***** Data extract *****

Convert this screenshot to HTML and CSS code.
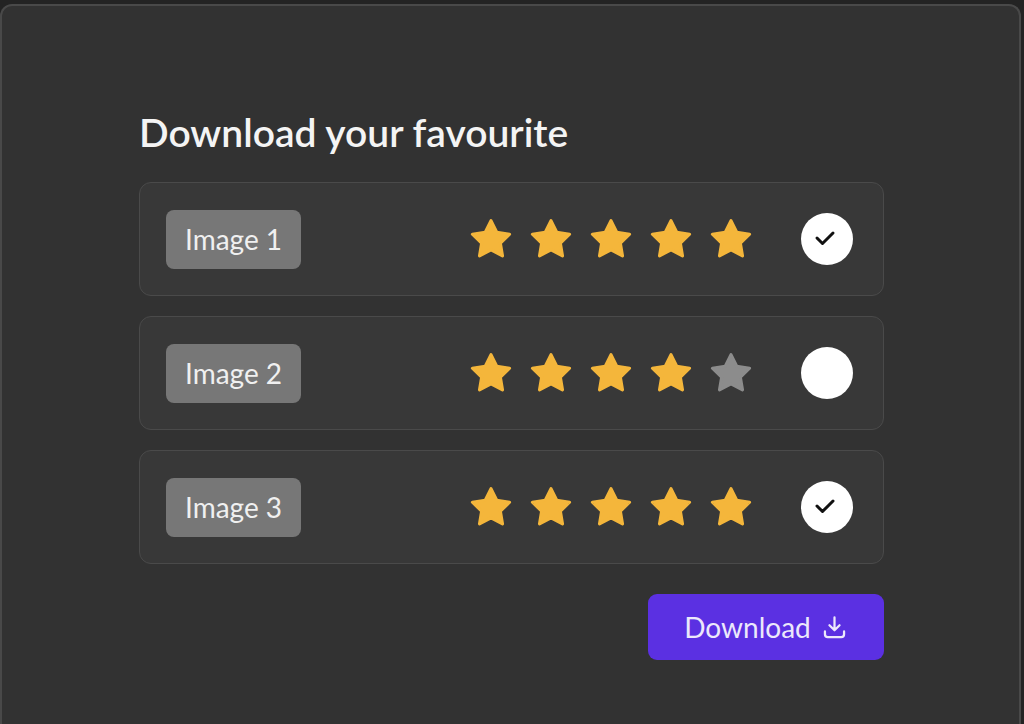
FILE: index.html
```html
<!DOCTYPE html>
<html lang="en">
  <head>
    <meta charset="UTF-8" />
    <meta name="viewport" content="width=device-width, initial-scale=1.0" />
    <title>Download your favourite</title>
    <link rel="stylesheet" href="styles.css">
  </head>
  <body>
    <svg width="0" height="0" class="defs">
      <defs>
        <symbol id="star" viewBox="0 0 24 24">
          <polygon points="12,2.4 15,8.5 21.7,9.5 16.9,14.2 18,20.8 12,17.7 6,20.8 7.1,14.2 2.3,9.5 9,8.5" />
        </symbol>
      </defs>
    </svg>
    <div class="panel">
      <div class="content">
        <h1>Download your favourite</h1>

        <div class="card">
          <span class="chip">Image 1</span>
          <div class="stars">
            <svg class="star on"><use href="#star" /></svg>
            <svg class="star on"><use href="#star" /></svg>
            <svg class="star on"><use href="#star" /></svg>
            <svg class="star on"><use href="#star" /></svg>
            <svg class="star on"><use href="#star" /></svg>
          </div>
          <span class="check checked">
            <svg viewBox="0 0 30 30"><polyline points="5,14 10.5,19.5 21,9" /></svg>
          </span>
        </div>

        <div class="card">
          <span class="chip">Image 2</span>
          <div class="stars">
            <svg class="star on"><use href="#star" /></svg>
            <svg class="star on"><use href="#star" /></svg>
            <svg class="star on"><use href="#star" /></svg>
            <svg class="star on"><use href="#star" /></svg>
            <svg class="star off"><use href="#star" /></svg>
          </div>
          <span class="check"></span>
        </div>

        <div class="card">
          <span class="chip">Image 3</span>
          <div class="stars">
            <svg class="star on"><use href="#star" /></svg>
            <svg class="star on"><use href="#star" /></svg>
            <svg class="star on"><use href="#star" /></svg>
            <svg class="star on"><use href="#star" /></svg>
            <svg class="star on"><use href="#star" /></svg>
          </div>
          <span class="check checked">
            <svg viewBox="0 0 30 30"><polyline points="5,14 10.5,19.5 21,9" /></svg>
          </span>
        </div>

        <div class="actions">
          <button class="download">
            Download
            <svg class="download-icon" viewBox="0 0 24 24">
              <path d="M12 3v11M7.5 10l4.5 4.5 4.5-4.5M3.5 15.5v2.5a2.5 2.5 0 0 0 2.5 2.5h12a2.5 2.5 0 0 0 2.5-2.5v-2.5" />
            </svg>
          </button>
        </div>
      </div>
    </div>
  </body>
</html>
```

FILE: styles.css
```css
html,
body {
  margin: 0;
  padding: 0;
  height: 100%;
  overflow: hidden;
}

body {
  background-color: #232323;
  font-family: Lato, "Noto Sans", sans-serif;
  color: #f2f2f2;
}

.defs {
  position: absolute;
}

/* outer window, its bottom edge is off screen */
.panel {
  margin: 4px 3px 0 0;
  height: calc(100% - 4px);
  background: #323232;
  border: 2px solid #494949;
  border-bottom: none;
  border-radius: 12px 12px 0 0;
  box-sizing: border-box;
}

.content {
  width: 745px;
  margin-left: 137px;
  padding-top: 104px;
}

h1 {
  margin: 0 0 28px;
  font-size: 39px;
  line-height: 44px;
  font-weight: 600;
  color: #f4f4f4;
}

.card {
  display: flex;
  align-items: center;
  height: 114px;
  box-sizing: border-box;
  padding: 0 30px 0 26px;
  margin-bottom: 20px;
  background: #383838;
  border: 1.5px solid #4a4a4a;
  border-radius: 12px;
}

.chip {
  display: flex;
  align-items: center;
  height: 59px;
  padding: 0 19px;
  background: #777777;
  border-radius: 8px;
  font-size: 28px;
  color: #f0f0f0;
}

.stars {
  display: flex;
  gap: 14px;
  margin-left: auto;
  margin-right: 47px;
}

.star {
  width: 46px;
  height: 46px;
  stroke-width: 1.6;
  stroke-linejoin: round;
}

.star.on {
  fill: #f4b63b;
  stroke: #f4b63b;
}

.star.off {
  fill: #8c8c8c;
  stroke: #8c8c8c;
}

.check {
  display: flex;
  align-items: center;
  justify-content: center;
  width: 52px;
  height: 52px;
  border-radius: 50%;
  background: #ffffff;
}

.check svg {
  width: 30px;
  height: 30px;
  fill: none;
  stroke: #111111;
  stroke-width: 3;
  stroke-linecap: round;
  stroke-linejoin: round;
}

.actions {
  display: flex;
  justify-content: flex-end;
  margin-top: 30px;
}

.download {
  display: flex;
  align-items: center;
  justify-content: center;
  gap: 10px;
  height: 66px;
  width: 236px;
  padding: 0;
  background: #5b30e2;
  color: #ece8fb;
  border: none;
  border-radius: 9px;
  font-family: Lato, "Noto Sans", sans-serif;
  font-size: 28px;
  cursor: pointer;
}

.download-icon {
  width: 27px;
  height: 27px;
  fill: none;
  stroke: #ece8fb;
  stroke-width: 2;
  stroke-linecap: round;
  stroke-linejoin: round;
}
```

*****

--- Directions for this task ---
The listing above needs to be output again exactly. Don't include the pictures.

--- Response ---
Convert this screenshot to HTML and CSS code.
FILE: index.html
```html
<!DOCTYPE html>
<html lang="en">
  <head>
    <meta charset="UTF-8" />
    <meta name="viewport" content="width=device-width, initial-scale=1.0" />
    <title>Download your favourite</title>
    <link rel="stylesheet" href="styles.css">
  </head>
  <body>
    <svg width="0" height="0" class="defs">
      <defs>
        <symbol id="star" viewBox="0 0 24 24">
          <polygon points="12,2.4 15,8.5 21.7,9.5 16.9,14.2 18,20.8 12,17.7 6,20.8 7.1,14.2 2.3,9.5 9,8.5" />
        </symbol>
      </defs>
    </svg>
    <div class="panel">
      <div class="content">
        <h1>Download your favourite</h1>

        <div class="card">
          <span class="chip">Image 1</span>
          <div class="stars">
            <svg class="star on"><use href="#star" /></svg>
            <svg class="star on"><use href="#star" /></svg>
            <svg class="star on"><use href="#star" /></svg>
            <svg class="star on"><use href="#star" /></svg>
            <svg class="star on"><use href="#star" /></svg>
          </div>
          <span class="check checked">
            <svg viewBox="0 0 30 30"><polyline points="5,14 10.5,19.5 21,9" /></svg>
          </span>
        </div>

        <div class="card">
          <span class="chip">Image 2</span>
          <div class="stars">
            <svg class="star on"><use href="#star" /></svg>
            <svg class="star on"><use href="#star" /></svg>
            <svg class="star on"><use href="#star" /></svg>
            <svg class="star on"><use href="#star" /></svg>
            <svg class="star off"><use href="#star" /></svg>
          </div>
          <span class="check"></span>
        </div>

        <div class="card">
          <span class="chip">Image 3</span>
          <div class="stars">
            <svg class="star on"><use href="#star" /></svg>
            <svg class="star on"><use href="#star" /></svg>
            <svg class="star on"><use href="#star" /></svg>
            <svg class="star on"><use href="#star" /></svg>
            <svg class="star on"><use href="#star" /></svg>
          </div>
          <span class="check checked">
            <svg viewBox="0 0 30 30"><polyline points="5,14 10.5,19.5 21,9" /></svg>
          </span>
        </div>

        <div class="actions">
          <button class="download">
            Download
            <svg class="download-icon" viewBox="0 0 24 24">
              <path d="M12 3v11M7.5 10l4.5 4.5 4.5-4.5M3.5 15.5v2.5a2.5 2.5 0 0 0 2.5 2.5h12a2.5 2.5 0 0 0 2.5-2.5v-2.5" />
            </svg>
          </button>
        </div>
      </div>
    </div>
  </body>
</html>
```

FILE: styles.css
```css
html,
body {
  margin: 0;
  padding: 0;
  height: 100%;
  overflow: hidden;
}

body {
  background-color: #232323;
  font-family: Lato, "Noto Sans", sans-serif;
  color: #f2f2f2;
}

.defs {
  position: absolute;
}

/* outer window, its bottom edge is off screen */
.panel {
  margin: 4px 3px 0 0;
  height: calc(100% - 4px);
  background: #323232;
  border: 2px solid #494949;
  border-bottom: none;
  border-radius: 12px 12px 0 0;
  box-sizing: border-box;
}

.content {
  width: 745px;
  margin-left: 137px;
  padding-top: 104px;
}

h1 {
  margin: 0 0 28px;
  font-size: 39px;
  line-height: 44px;
  font-weight: 600;
  color: #f4f4f4;
}

.card {
  display: flex;
  align-items: center;
  height: 114px;
  box-sizing: border-box;
  padding: 0 30px 0 26px;
  margin-bottom: 20px;
  background: #383838;
  border: 1.5px solid #4a4a4a;
  border-radius: 12px;
}

.chip {
  display: flex;
  align-items: center;
  height: 59px;
  padding: 0 19px;
  background: #777777;
  border-radius: 8px;
  font-size: 28px;
  color: #f0f0f0;
}

.stars {
  display: flex;
  gap: 14px;
  margin-left: auto;
  margin-right: 47px;
}

.star {
  width: 46px;
  height: 46px;
  stroke-width: 1.6;
  stroke-linejoin: round;
}

.star.on {
  fill: #f4b63b;
  stroke: #f4b63b;
}

.star.off {
  fill: #8c8c8c;
  stroke: #8c8c8c;
}

.check {
  display: flex;
  align-items: center;
  justify-content: center;
  width: 52px;
  height: 52px;
  border-radius: 50%;
  background: #ffffff;
}

.check svg {
  width: 30px;
  height: 30px;
  fill: none;
  stroke: #111111;
  stroke-width: 3;
  stroke-linecap: round;
  stroke-linejoin: round;
}

.actions {
  display: flex;
  justify-content: flex-end;
  margin-top: 30px;
}

.download {
  display: flex;
  align-items: center;
  justify-content: center;
  gap: 10px;
  height: 66px;
  width: 236px;
  padding: 0;
  background: #5b30e2;
  color: #ece8fb;
  border: none;
  border-radius: 9px;
  font-family: Lato, "Noto Sans", sans-serif;
  font-size: 28px;
  cursor: pointer;
}

.download-icon {
  width: 27px;
  height: 27px;
  fill: none;
  stroke: #ece8fb;
  stroke-width: 2;
  stroke-linecap: round;
  stroke-linejoin: round;
}
```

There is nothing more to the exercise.